I only ever lend things that I can afford to not get back (having learned that lending things means you risk losing them). I wouldn't like to see my children short changed through being nice, so I would pay them back- but tell them if they lent the money again that they would have to accept they might lose it.

tigermoth · 12/03/2004 23:23

something similar happened to us, robin, and it affected me much more than I thought it would. The actual amount of money was trivial, but it was a build up of little things and the attitude behind it that got me hopping mad.

In our case it was a neighbouring boy my son knew. He came from a large family and they didn't take him out much. It was no trouble for him to tag along with us to the park or to see a film etc. However, the cost of these outings, even if modest, soon built up and I realised I couldn't keep doing it. I knew his parents (though not destitute) didn't have huge amounts of cash so I didn't want to ask outright for contributions, but I nicely asked if the boy could have a little pocket money if he came on a day out with us. This was reluctantly supplied, but the boy never produced any money and the parents never ever said they would give me money direct for tickets, food etc even when they knew the trip involved me spending money. The boy would not offer to pay for anything - tickets, food or ice creams and I didn't want to make a big issue of it and insist every time. But at the end of the day (usually when I'd just finished saying 'no' to my son about having a last ice cream) he would run off and buy lots of sweets out of his pocket money, and then he would try to keep them to himself. I was in a no win situation, because I did not want my son to eat lots of sweets, yet I felt the boy should share what he had. He was 8 or 9 at the time so was IMO well aware of what he was doing. He really used to smirk about it. It wound me up so much, I stopped inviting him out with us. My son no longer sees him either - he says he's fed up with him, but the boy still knocks on our door.

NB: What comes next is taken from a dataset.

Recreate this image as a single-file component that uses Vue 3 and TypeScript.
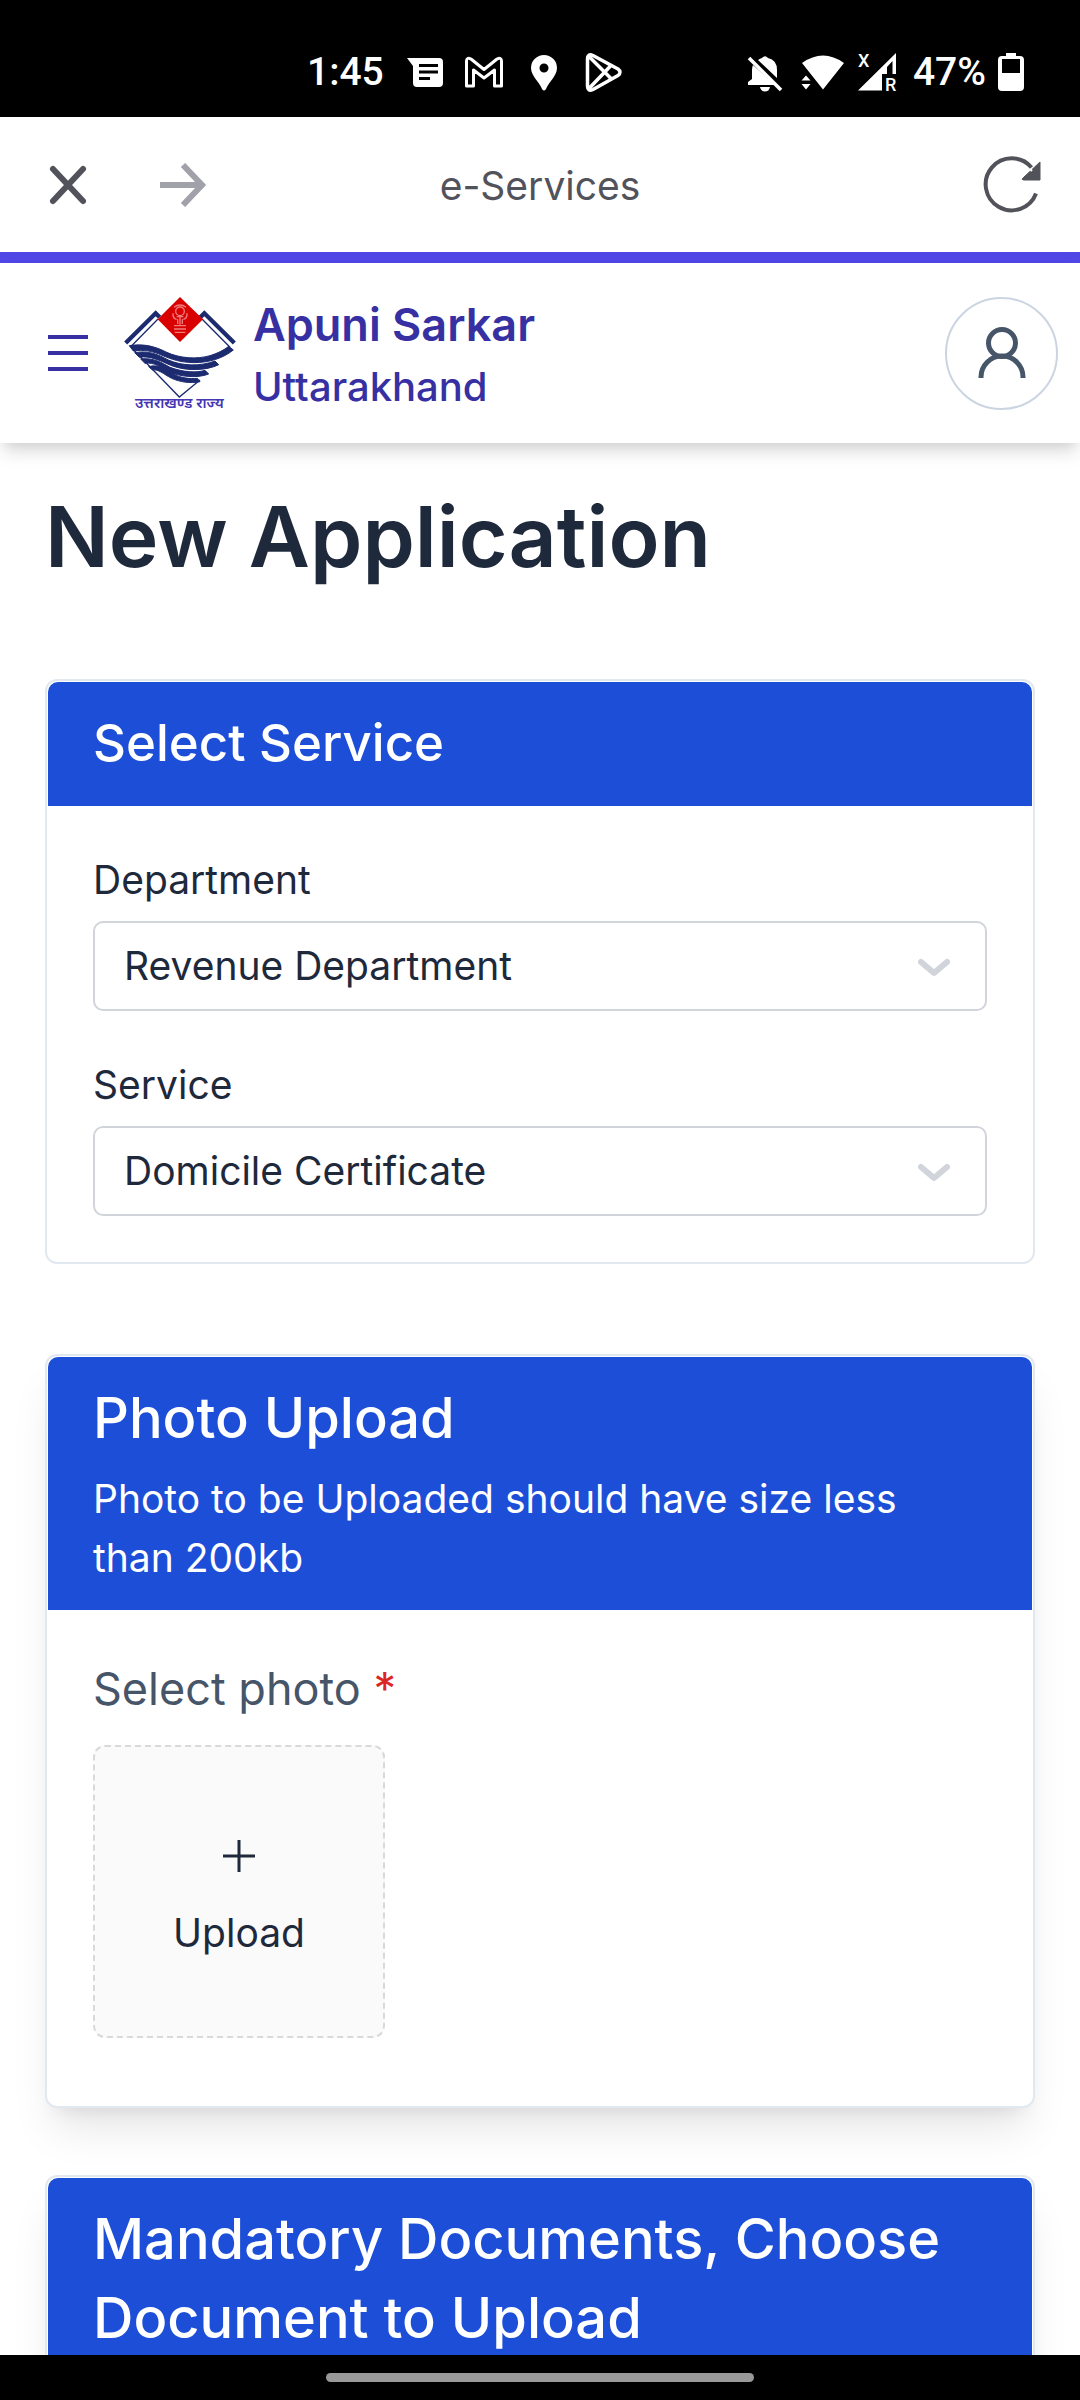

Funnily enough my son's best friend asked to borrow £1.00 off my son today for a charity event. My son lent him the money and I am sure he will pay it back, and if he forgets, his mother will remember - I would have no qualms about asking her, but then I think she is a nice, fair person. I just couldn't do this with the other boy's mum because I didn't have that same trust in her - or as it turned out, in her son.

JJ · 13/03/2004 19:50

Robin, I think you've done about all you can do. It might be worth explaining to your daughter, who sounds generous and kind, that not all people are like she is. So I'd reimburse her the money, as people have suggested, and take Jimjams advice and tell her that if it happens again, you won't.

Just reading this, it winds me up, too. People shouldn't be like that. But they are. All you can do is teach your daughter to be aware of it. Don't stop your daughter from being like she is, though. It's a good thing.

Tigermoth, poor boy, but you can't deal with that. I think that not seeing him was the only answer.